We see this clarified for us again in Hosea 3:1, “Then the Lord said to me, “Go again; show love to a woman who is loved by another man and is an adulteress, just as the Lord loves the Israelites though they turn to other gods and love raisin cakes.”

A more accurate translation, here, would be that Hosea is to show love to a woman who is “loved by her husband, yet an adulteress.” This is the case because the context demands it. “…just as the Lord loves the Israelites though they turn to other gods.” Hosea chose Gomer to be his wife. Gomer returned to her promiscuity. God instructed Hosea to buy her back and love her just as He loves those He chooses for Himself even though they turn to idolatry and love raisin cakes (sacrificial offerings to false gods and participation in the ceremonial feasts). This is redemption. God buys us from our own promiscuity in this world. God’s love is not only relentless. It is redemptive.

This means something too significant to miss. God hates evil people (Psalm 11:5). If in this story, we are the prostitute and we are the ones who return to our promiscuity in this world, then we are evil. No one is righteous (Romans 3:10). No one does good (Psalm 14:3, 53:3). We are all objects, then, of God’s divine hatred, His divine and righteous revulsion. Yet in our promiscuity, in our sin, God is choosing a people to love particularly, buying them and bringing them from their promiscuity to Himself. We might expand on the verses we read in Deuteronomy and Galatians so that we might gain a better understanding of God’s redemptive love.

“The Lord was devoted to you and chose you, not because you were more numerous than all peoples, for you were the fewest of all peoples. But because the Lord loved you and kept the oath He swore to your fathers, He brought you out with a strong hand and redeemed you from the place of slavery, from the power of Pharaoh king of Egypt” (Deuteronomy 7:7-8).

It is because of God’s love and the covenant that He made that He brought Israel out of Egypt and redeemed His chosen national people from slavery. It wasn’t because of anything within Israel at all.

“Praise the God and Father of our Lord Jesus Christ, who has blessed us in Christ with every spiritual blessing in the heavens. For He chose us in Him, before the foundation of the world, to be holy and blameless in His sight. In love He predestined us to be adopted through Jesus Christ for Himself, according to His favor and will, to the praise of His glorious grace that He favored us with in the Beloved.

We have redemption in Him through His blood, the forgiveness of our trespasses, according to the riches of His grace that He lavished on us with all wisdom and understanding” (Ephesians 1:3-8).

We do not have redemption because of anything that is in us, but only through Christ’s blood according to the riches of His grace that He lavished on us.

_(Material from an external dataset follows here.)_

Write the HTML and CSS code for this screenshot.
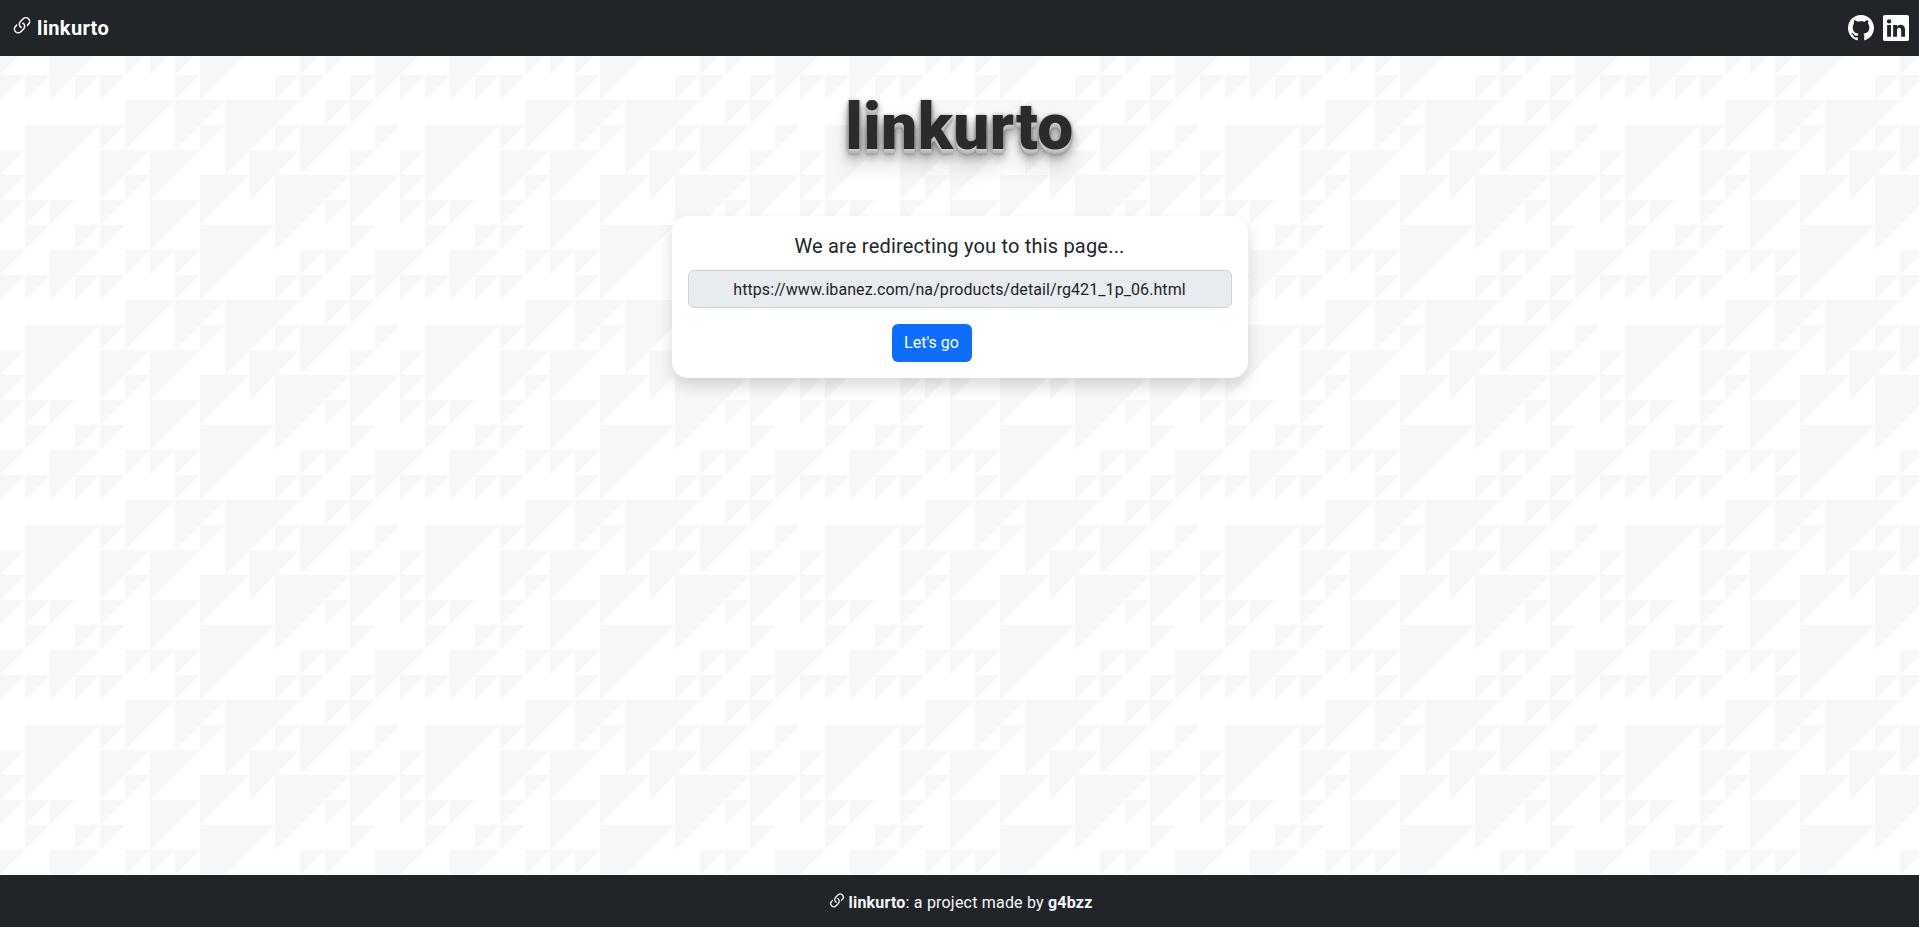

God alone does this. He does this with all wisdom and understanding. God’s redemptive love dealt with sin permanently. It is effective for the bride that God has chosen for Himself.

So, there I was, born into promiscuity. Sowed in unrighteousness, but already chosen by God. In my unrighteousness, I turned to sin and God came to buy me with the blood of Jesus Christ. For those who are particularly loved by God, God has purchased you and is having compassion on you and is calling you His people. God’s love is relentless and redemptive.

God’s irresistible love

Making this realization about the love of God raises an interesting question for the unrighteous and wretched human mind. If God is working in this way. If this is what God’s love is, can it be said that God forces people to come to Him? If God has this worked out, is it really possible for us to love Him?

Verse 23 concludes, “And they (Israel) will say, ‘You are my God!’”

When we look to chapter 3:4-5, the story helps to clarify for us, “For the Israelites must live many days without king or prince, without sacrifice or sacred pillar, and without ephod or household idols. Afterward, the people of Israel will return and seek the Lord their God and David their king. They will come with awe to the Lord and to His goodness in the last days.”

God chose, God redeemed, and His chosen people came to Him. Grace is not irresistible because God brute forces people into some sort of captivity. It is irresistible because God, who chooses people from before the foundation of the world, pursues His bride, proves Himself to her, gives her understanding, shows His awe-inspiring nature, and woos her relentlessly. We choose sin and God redeems us. While we were enemies of God we were reconciled to Him (Romans 5:10). God dotes gifts of grace, mercy, regeneration, sanctification and new birth upon His people all to bring those He has chosen to Himself. When He calls a people who are not His people His people, they say, “You are my God!” God is working all things together in this way. God is not the mobster who says, “Love me or die.” He is the lover of our promiscuous souls, and He says, “I chose You and I will not lose you.” God’s love is relentless, redemptive, and irresistible.

This means something real for the way that we love others in this world. We love because God first loved us (1 John 4:19). Scripture instructs us to love our enemies (Matthew 5:44). It instructs men to love their wives as Christ loved the church (Ephesians 5:25). We are to love one another as Christ has loved us; this is how the world will know that we are His disciples (John 13:34-35). Though our enemies may be deserving of hatred, of indignation, or even of death, we act with benevolence and beneficence toward them as God is benevolent and beneficent toward those He hates. We don’t know, God may very well be bringing some of our enemies into glory with us. We love our spouses (particularly men to their wives) with this particular, relentless, redemptive, and irresistible love that Christ has for His church- the love that Hosea was instructed to have for Gomer. We give up far too easily in our society. Real love rejects personal preference and buys people back from their wrongdoing. Christ gave His live so that His people might be loved. This is how Christians are to love one another. We become the living parable. This is how we know that most self-proclaimed Christians do not know Christ, because they can’t get over the little preferences they have, let alone give their lives for people they say that they love.

I will leave you with these words from Jesus, which He taught just before a multitude of people stopped following Him because the teaching was too difficult,

“Everyone the Father gives Me will come to Me, and the one who comes to Me I will never cast out. For I have come down from heaven, not to do My will, but the will of Him who sent Me. This is the will of Him who sent Me: that I should lose none of those He has given Me but should raise them up on the last day” (John 6:37-39).